Guo, who is pursuing a dual degree in electrical engineering and computer science (EECS) and business, said she’s hoping to expand upon her interests in education (she founded Writer’s Ink, a student-run nonprofit centered around creative writing, in high school), entertainment, AR/VR, and e-commerce while working with Arrow.

“I thought that this was just the most incredible opportunity,” said Guo, who grew up in Irvine, Ca. “We, as students, get the chance to put significant capital into the companies our peers are starting. There’s a lot of responsibility in that.”

Building a pipeline

The partners spent the first few weeks after the launch getting to know each other and developing Arrow’s funding application for startup applicants, expanding the website, and meeting with other startup groups on campus including Skydeck, The House, Citris, and Free Ventures.

There’s been a ton of interest in the fund so far, Bond said. “Our primary mission is to build a pipeline for startups at Berkeley and we’ll be leveraging our talented community of students, faculty, and alumni to help these startups succeed.”

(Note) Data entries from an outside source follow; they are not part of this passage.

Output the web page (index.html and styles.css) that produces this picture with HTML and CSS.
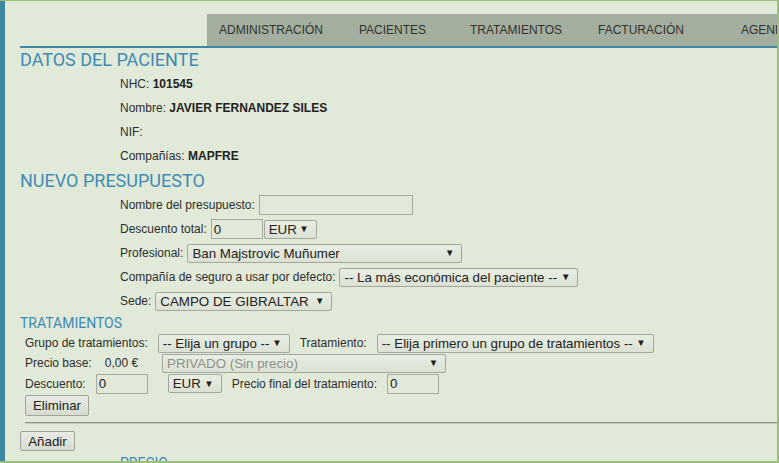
FILE: index.html
```html
<!DOCTYPE html>
<html lang="es">
<head>
<meta charset="utf-8">
<title>Nuevo presupuesto</title>
<link rel="stylesheet" href="styles.css">
</head>
<body>
<div class="frame">
  <div class="inner">
    <header class="header">
      <nav class="nav">
        <span class="nav-item n1">ADMINISTRACIÓN</span>
        <span class="nav-item n2">PACIENTES</span>
        <span class="nav-item n3">TRATAMIENTOS</span>
        <span class="nav-item n4">FACTURACIÓN</span>
        <span class="nav-item n5">AGENDA</span>
      </nav>
    </header>

    <h1 class="h-big">DATOS DEL PACIENTE</h1>
    <div class="info">
      <div class="info-row">NHC: <b>101545</b></div>
      <div class="info-row">Nombre: <b>JAVIER FERNANDEZ SILES</b></div>
      <div class="info-row">NIF:</div>
      <div class="info-row">Compañías: <b>MAPFRE</b></div>
    </div>

    <h1 class="h-big h-second">NUEVO PRESUPUESTO</h1>
    <div class="form">
      <div class="frow">
        <span class="lbl">Nombre del presupuesto:</span>
        <input class="txt w-name" type="text" value="">
      </div>
      <div class="frow">
        <span class="lbl">Descuento total:</span>
        <input class="txt w-small" type="text" value="0">
        <span class="sel tight w-eur"><span class="sel-text">EUR</span></span>
      </div>
      <div class="frow">
        <span class="lbl">Profesional:</span>
        <span class="sel w-prof"><span class="sel-text">Ban Majstrovic Muñumer</span></span>
      </div>
      <div class="frow">
        <span class="lbl">Compañía de seguro a usar por defecto:</span>
        <span class="sel w-comp"><span class="sel-text">-- La más económica del paciente --</span></span>
      </div>
      <div class="frow">
        <span class="lbl">Sede:</span>
        <span class="sel w-sede"><span class="sel-text">CAMPO DE GIBRALTAR</span></span>
      </div>
    </div>

    <h2 class="h-small">TRATAMIENTOS</h2>
    <div class="trat">
      <div class="trow r1">
        <span class="lbl">Grupo de tratamientos:</span>
        <span class="sel w-grupo"><span class="sel-text">-- Elija un grupo --</span></span>
        <span class="lbl">Tratamiento:</span>
        <span class="sel w-trat"><span class="sel-text">-- Elija primero un grupo de tratamientos --</span></span>
      </div>
      <div class="trow r2">
        <span class="lbl">Precio base:</span>
        <span class="lbl ml3">0,00 €</span>
        <span class="sel disabled w-priv ml14"><span class="sel-text">PRIVADO (Sin precio)</span></span>
      </div>
      <div class="trow r3">
        <span class="lbl">Descuento:</span>
        <input class="txt w-small" type="text" value="0">
        <span class="sel w-eur2 ml10"><span class="sel-text">EUR</span></span>
        <span class="lbl">Precio final del tratamiento:</span>
        <input class="txt w-small" type="text" value="0">
      </div>
      <div class="trow r4">
        <button class="btn w-elim" type="button">Eliminar</button>
      </div>
      <div class="rule"></div>
    </div>
    <button class="btn w-add" type="button">Añadir</button>
    <h2 class="h-small h-precio">PRECIO</h2>
  </div>
</div>
</body>
</html>
```
FILE: styles.css
```css
* { box-sizing: border-box; }
html, body { margin: 0; padding: 0; }
body {
  font-family: "Liberation Sans", Arial, sans-serif;
  font-size: 12px;
  color: #2e2e2e;
  background: #e1e9d8;
}
.frame {
  width: 779px;
  height: 463px;
  border-top: 1px solid #9cbf7c;
  border-right: 2px solid #9cbf7c;
  border-bottom: 2px solid #9cbf7c;
  overflow: hidden;
  background: #e1e9d8;
}
.inner {
  height: 100%;
  border-left: 5px solid #3f88a3;
  padding-left: 15px;
  overflow: hidden;
}
.header {
  margin-top: 13px;
  border-bottom: 2px solid #3f88a3;
}
.nav {
  margin-left: 187px;
  height: 32px;
  background: #a4ae9f;
  display: flex;
  white-space: nowrap;
  overflow: hidden;
}
.nav-item {
  line-height: 32px;
  padding-left: 12px;
  font-size: 12px;
  color: #2f332d;
  flex: none;
}
.n1 { width: 140px; }
.n2 { width: 111px; }
.n3 { width: 128px; }
.n4 { width: 143px; }
.n5 { width: 120px; }

.h-big {
  margin: 0;
  font-family: Roboto, "Liberation Sans", sans-serif;
  font-weight: 400;
  font-size: 18px;
  line-height: 24px;
  color: #3f8bb5;
}
.h-second { margin-top: 1px; }
.h-small {
  margin: 0;
  font-family: Roboto, "Liberation Sans", sans-serif;
  font-weight: 400;
  font-size: 14px;
  line-height: 20px;
  color: #3f8bb5;
}
.info { margin-left: 100px; }
.info-row { line-height: 24px; height: 24px; }
.info-row b { color: #222; }

.form { margin-left: 100px; }
.frow {
  height: 24px;
  display: flex;
  align-items: center;
  gap: 4px;
  white-space: nowrap;
}
.lbl { white-space: nowrap; }

.txt {
  height: 20px;
  border: 1px solid #a5aa9f;
  background: transparent;
  font-family: "Liberation Sans", Arial, sans-serif;
  font-size: 13.33px;
  color: #222;
  padding: 0 2px;
  margin: 0;
  outline: none;
}
.w-name { width: 154px; }
.w-small { width: 52px; }

.sel {
  position: relative;
  display: inline-flex;
  align-items: center;
  height: 19px;
  border: 1px solid #a3a79d;
  border-radius: 2px;
  background: linear-gradient(#e9eee3, #dbe1d3);
  font-size: 13.33px;
  color: #222;
  padding-left: 4px;
  flex: none;
}
.sel::after {
  content: "▼";
  position: absolute;
  right: 7px;
  top: 50%;
  transform: translateY(-55%);
  font-size: 9.5px;
  color: #1e1e1e;
}
.sel-text { white-space: nowrap; line-height: 17px; }
.sel.disabled { color: #8d9189; }
.sel.disabled::after { color: #1e1e1e; }
.sel.tight { margin-left: -3px; }
.w-eur { width: 53px; }
.w-prof { width: 275px; }
.w-comp { width: 239px; }
.w-sede { width: 177px; }
.w-grupo { width: 132px; }
.w-trat { width: 277px; }
.w-priv { width: 284px; }
.w-eur2 { width: 54px; }

.trat { padding-left: 5px; }
.trow {
  display: flex;
  align-items: center;
  gap: 10px;
  white-space: nowrap;
}
.r1 { height: 20px; margin-top: 0; }
.r2 { height: 20px; }
.r3 { height: 21px; }
.r4 { height: 22px; }
.ml3 { margin-left: 3px; }
.ml10 { margin-left: 10px; }
.ml14 { margin-left: 14px; }

.btn {
  font-family: "Liberation Sans", Arial, sans-serif;
  font-size: 13.33px;
  color: #222;
  border: 1px solid #a0a49a;
  border-radius: 2px;
  background: linear-gradient(#e8ece4, #d6dbd0);
  padding: 0;
  margin: 0;
}
.w-elim { width: 64px; height: 21px; }
.w-add { width: 55px; height: 20px; display: block; margin-top: 7px; }
.rule {
  margin-top: 6px;
  height: 2px;
  border-top: 1px solid #8f9489;
  border-bottom: 1px solid #c7cebf;
}
.h-precio { margin-left: 100px; margin-top: 2px; }
```
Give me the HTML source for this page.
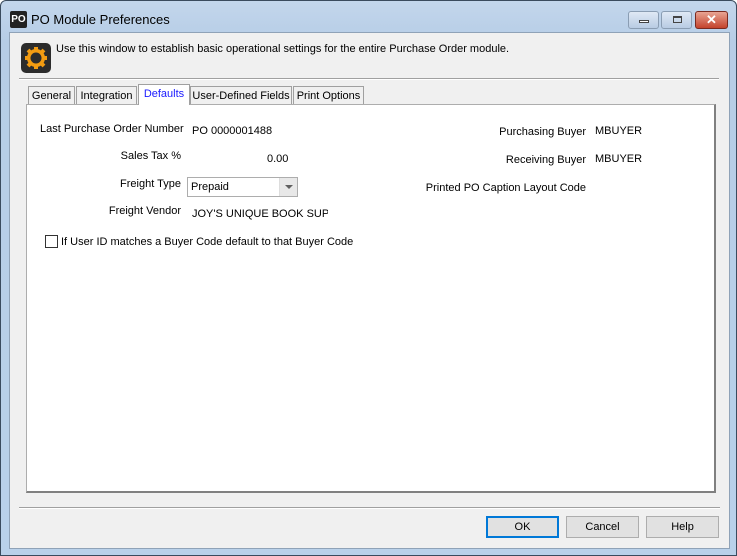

After spending the past seven years working in hedge funds, private equity, and investment banking, Bond said he’s happy to return to the startup world.

“I came to the West Coast to pivot back toward entrepreneurship,” he said. “I had previously founded a few companies at school and university, and really enjoyed the journey, and so I wanted to get back into that world. Silicon Valley was the best place to pursue that ambition.”